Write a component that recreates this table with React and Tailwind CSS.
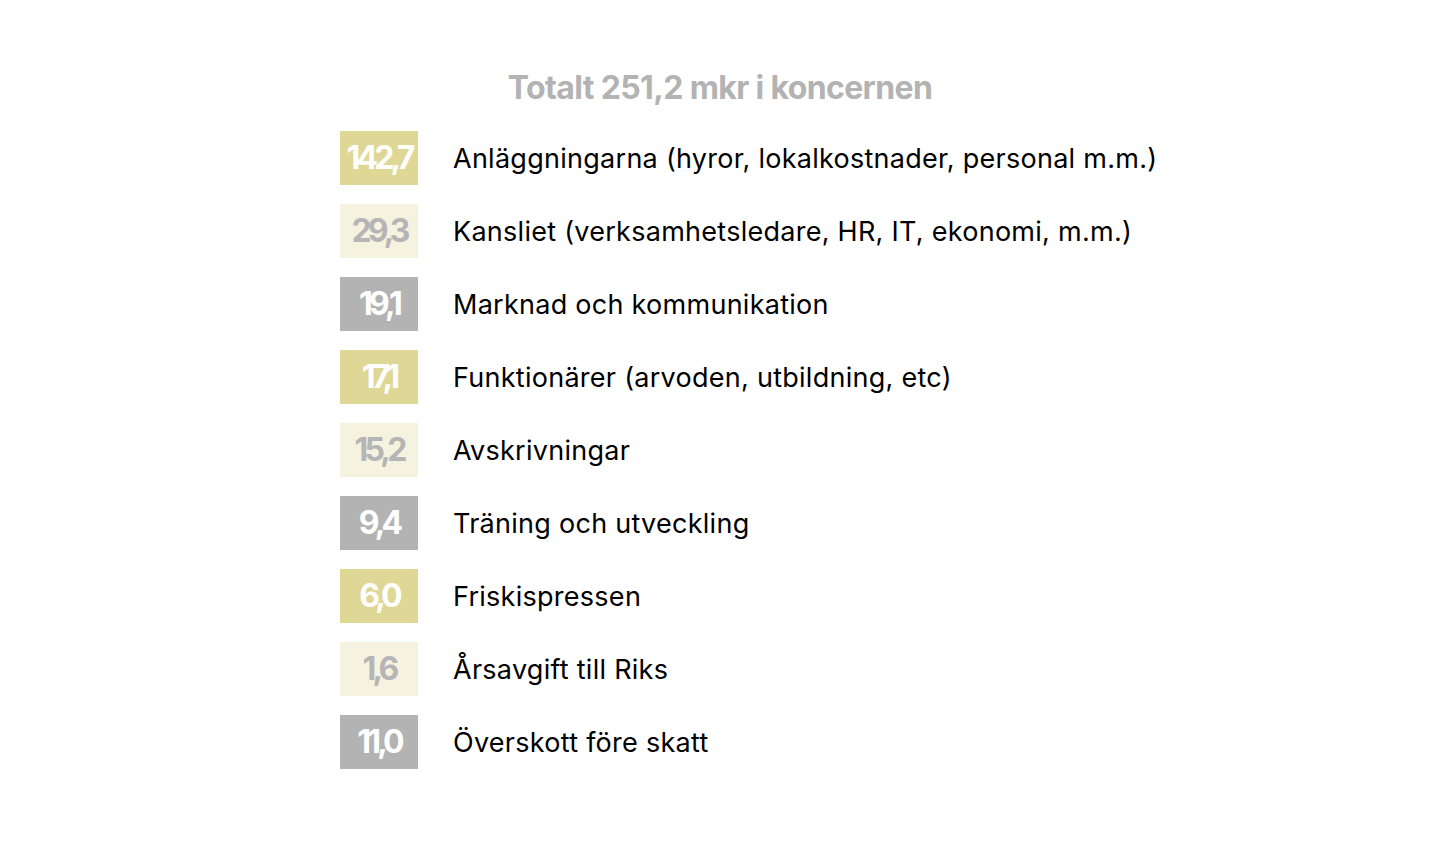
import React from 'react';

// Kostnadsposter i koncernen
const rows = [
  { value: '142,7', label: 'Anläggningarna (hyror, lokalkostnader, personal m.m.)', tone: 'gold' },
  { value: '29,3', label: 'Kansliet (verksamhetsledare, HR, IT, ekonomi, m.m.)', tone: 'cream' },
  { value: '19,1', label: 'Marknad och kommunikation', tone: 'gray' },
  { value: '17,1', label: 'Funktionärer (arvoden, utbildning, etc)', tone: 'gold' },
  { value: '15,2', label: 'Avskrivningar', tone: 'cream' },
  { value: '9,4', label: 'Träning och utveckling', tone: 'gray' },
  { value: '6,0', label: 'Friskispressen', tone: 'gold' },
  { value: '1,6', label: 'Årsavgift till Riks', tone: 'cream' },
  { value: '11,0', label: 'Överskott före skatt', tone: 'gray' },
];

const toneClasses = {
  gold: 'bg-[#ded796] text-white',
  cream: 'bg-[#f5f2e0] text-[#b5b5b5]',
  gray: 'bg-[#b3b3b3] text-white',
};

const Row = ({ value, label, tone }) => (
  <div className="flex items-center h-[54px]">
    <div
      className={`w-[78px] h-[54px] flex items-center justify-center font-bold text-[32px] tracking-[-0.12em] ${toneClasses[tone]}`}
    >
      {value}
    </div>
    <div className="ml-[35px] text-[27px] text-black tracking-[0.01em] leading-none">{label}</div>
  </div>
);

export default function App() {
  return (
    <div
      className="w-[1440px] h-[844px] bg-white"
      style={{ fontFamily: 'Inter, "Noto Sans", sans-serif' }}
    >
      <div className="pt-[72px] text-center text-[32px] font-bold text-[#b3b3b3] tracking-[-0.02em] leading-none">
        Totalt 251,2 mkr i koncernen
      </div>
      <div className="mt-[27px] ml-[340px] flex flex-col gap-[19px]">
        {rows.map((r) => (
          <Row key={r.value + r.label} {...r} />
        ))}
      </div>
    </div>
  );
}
+ + + +
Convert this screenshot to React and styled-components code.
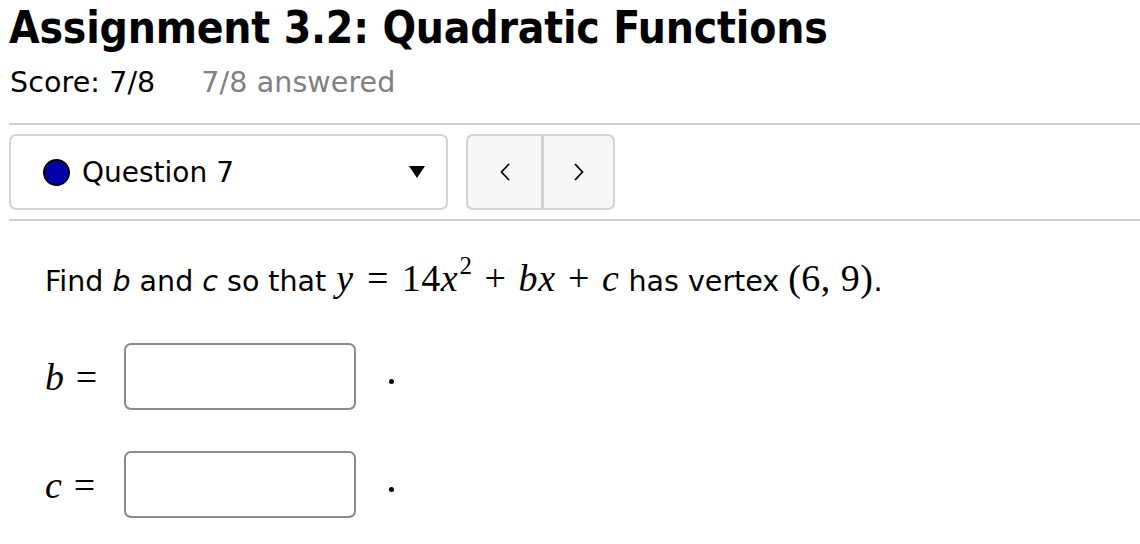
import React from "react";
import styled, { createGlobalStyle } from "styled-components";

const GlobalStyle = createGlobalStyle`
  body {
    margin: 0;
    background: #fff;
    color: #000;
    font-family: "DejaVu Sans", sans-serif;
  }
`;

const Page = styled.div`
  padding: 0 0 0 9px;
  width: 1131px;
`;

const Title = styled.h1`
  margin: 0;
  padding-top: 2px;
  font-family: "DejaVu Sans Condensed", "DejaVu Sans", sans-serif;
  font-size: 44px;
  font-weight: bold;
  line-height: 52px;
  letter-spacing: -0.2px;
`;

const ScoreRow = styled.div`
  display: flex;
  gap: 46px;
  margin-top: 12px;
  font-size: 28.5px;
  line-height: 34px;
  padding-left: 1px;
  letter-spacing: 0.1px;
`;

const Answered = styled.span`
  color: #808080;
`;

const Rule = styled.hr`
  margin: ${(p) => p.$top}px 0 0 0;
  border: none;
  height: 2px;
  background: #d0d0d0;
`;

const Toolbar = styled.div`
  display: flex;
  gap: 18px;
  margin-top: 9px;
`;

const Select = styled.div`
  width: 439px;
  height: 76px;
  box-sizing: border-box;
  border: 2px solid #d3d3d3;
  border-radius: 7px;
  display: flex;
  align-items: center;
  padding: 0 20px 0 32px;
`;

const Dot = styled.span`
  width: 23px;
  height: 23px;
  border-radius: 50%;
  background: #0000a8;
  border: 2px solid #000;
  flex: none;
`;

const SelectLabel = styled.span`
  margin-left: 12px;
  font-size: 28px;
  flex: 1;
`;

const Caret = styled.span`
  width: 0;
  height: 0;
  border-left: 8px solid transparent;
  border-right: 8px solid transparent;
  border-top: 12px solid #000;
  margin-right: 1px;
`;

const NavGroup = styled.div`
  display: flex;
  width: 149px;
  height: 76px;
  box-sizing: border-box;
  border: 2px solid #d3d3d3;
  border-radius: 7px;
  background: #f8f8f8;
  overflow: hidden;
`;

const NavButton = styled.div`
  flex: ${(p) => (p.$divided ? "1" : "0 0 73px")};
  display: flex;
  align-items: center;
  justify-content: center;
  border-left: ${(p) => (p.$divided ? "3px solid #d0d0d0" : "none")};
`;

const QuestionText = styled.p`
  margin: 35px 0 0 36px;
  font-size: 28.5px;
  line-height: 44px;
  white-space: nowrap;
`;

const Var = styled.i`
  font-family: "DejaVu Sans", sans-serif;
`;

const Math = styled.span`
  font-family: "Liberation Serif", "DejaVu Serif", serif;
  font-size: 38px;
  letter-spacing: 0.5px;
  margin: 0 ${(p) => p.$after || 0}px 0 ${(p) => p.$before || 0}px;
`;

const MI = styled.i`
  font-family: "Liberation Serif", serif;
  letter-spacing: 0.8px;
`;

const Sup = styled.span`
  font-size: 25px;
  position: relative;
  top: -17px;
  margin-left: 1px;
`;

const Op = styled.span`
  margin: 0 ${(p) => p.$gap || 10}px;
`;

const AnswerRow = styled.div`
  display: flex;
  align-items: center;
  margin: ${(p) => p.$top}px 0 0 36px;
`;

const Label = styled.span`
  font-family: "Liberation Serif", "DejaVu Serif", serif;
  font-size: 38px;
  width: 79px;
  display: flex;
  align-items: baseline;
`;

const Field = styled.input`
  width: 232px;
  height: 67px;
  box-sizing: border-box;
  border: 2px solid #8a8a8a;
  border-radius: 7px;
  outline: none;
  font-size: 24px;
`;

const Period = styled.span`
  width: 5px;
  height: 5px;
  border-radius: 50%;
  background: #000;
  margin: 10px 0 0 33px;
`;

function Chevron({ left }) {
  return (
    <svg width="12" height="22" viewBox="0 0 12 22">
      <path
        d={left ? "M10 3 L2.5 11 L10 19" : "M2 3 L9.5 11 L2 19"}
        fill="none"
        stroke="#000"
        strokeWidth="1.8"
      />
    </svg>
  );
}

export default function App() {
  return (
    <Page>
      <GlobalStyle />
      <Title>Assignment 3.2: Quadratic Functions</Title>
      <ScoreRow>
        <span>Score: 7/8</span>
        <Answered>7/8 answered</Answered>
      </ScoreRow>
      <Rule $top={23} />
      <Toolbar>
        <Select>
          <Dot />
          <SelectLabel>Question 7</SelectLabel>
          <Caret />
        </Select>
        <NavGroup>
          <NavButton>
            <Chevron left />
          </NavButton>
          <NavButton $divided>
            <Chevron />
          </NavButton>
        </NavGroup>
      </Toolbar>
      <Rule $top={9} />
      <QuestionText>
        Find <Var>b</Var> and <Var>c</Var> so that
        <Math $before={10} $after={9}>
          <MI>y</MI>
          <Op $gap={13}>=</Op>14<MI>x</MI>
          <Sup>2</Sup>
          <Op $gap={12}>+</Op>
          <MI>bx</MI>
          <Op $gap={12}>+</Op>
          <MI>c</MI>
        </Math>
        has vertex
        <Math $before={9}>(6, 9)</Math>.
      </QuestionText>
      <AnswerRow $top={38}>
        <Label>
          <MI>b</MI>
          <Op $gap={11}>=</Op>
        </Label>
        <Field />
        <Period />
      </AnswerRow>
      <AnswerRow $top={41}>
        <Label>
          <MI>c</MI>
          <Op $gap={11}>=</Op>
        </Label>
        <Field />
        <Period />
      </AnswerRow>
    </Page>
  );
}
+ + + +
▶ Task
Output exactly the lines above, from the line with "Write a component" to the line with "import React from 'react';", both included; skip the pictures.

▶ Right answer
Write a component that recreates this table with React and Tailwind CSS.
import React from 'react';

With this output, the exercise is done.